Personal information
- Born: 18 April 1988 (age 38) Innsbruck, Austria
- Height: 1.66 m (5 ft 5 in)
- Weight: 78 kg (172 lb)

Sport
- Country: Austria
- Sport: Luge
- Event: Singles/Doubles

Medal record
Men's luge
Representing Austria
Olympic Games
| Silver medal – second place | 2022 Beijing | Singles |
| Silver medal – second place | 2022 Beijing | Team relay |
| Silver medal – second place | 2026 Milano Cortina | Doubles |
| Silver medal – second place | 2026 Milano Cortina | Team relay |
World Championships
| Gold medal – first place | 2017 Igls | Singles |
| Gold medal – first place | 2017 Igls | Singles Sprint |
| Gold medal – first place | 2025 Whistler | Mixed doubles |
| Silver medal – second place | 2024 Alternberg | Doubles |
| Silver medal – second place | 2024 Alternberg | Doubles Sprint |
| Silver medal – second place | 2025 Whistler | Team relay |
| Bronze medal – third place | 2015 Sigulda | Singles |
| Bronze medal – third place | 2016 Königssee | Singles |
| Bronze medal – third place | 2020 Sochi | Singles |
European Championships
| Gold medal – first place | 2022 St. Moritz | Singles |
| Gold medal – first place | 2024 Igls | Doubles |
| Gold medal – first place | 2024 Igls | Team relay |
| Gold medal – first place | 2026 Oberhof | Mixed doubles |
| Silver medal – second place | 2010 Sigulda | Singles |
| Silver medal – second place | 2010 Sigulda | Team relay |
| Silver medal – second place | 2017 Königssee | Team relay |
| Bronze medal – third place | 2017 Königssee | Singles |

= Wolfgang Kindl =

Austrian luger (born 1988)

Wolfgang Kindl (born 18 April 1988) is an Austrian world champion luger who has competed since 2007. He is a four-time Winter Olympic silver medalist, three-time World Championships gold medalist, and four-time European Championships gold medalist.

== Competitive career ==
At the FIL European Luge Championships 2010 in Sigulda, he won silver medals in the men's singles and mixed team events.
At the 5 December 2014 men's singles event in Lake Placid, New York, Kindl placed second, behind American Tucker West, with Dominik Fischnaller of Italy coming in third. Kindl finished the 2014-15 Luge World Cup third overall in the men's singles discipline. During the following 2015-16 Luge World Cup season, Kindl finished 2nd in the men's singles category. behind Felix Loch of Germany. In the 2016–17 Luge World Cup campaign Kindl finished third behind respectively, the repeating world champion, Felix Loch, and Roman Repilov of Russia. The next year was Kindl's best Luge World Cup season finish so far as he finished as the champion in men's spring singles event for the 2017–18 and also placed second in the men's singles event standings.

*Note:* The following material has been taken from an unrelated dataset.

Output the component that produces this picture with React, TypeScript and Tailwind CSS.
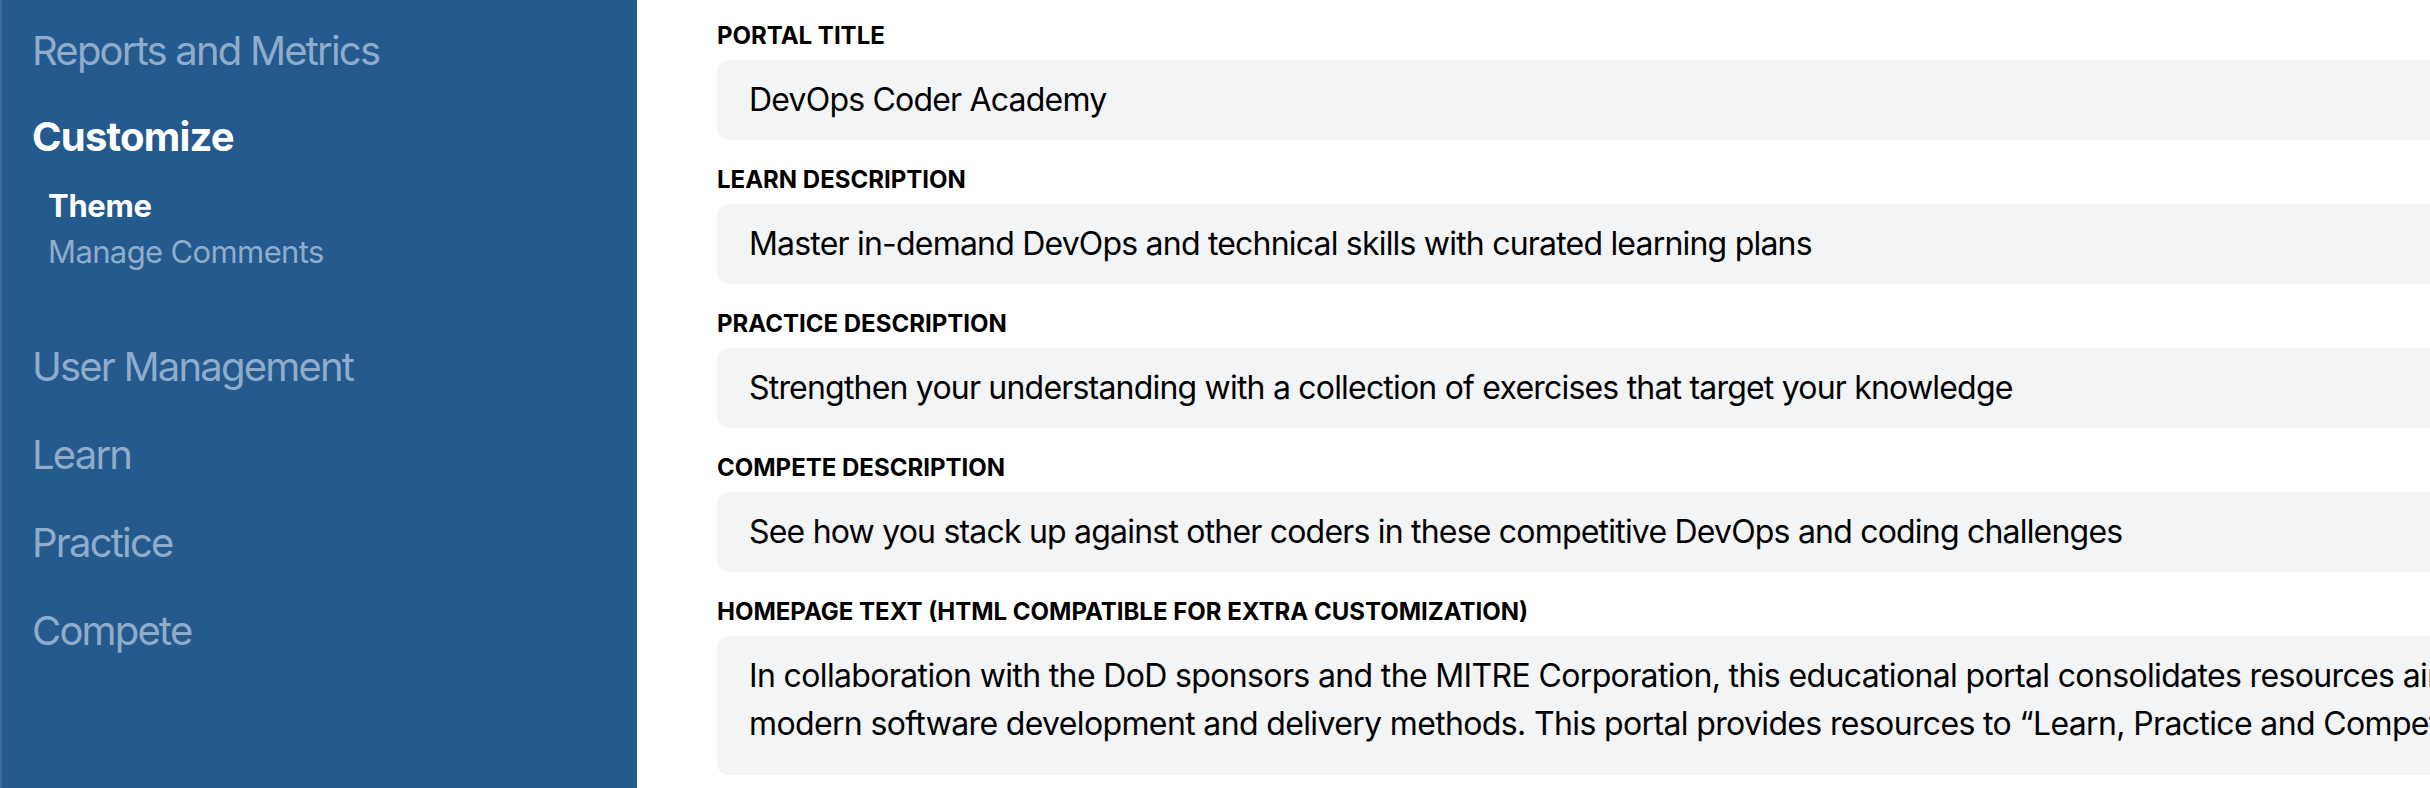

Kindl represented Austria at the 2010 Winter Olympics in Vancouver, British Columbia, Canada, finishing ninth in the men's singles. Kindl reprised representing Austria in the 2014 Winter Olympics held in Sochi, Russia and again finished ninth in the men's singles event. At the 2018 Winter Olympics staged in PyeongChang, South Korea Kindl represented Austria for the third time and again finished ninth in the men's singles event for the third consecutive time. Kindl at last obtained an Olympic medal when he won silver in the singles event in the 2022 Beijing games. Kindl finished behind only German Johannes Ludwig.

Kindl qualified for the 2026 Olympics both in singles and doubles. He won a silver medal in the doubles event, along with Thomas Steu.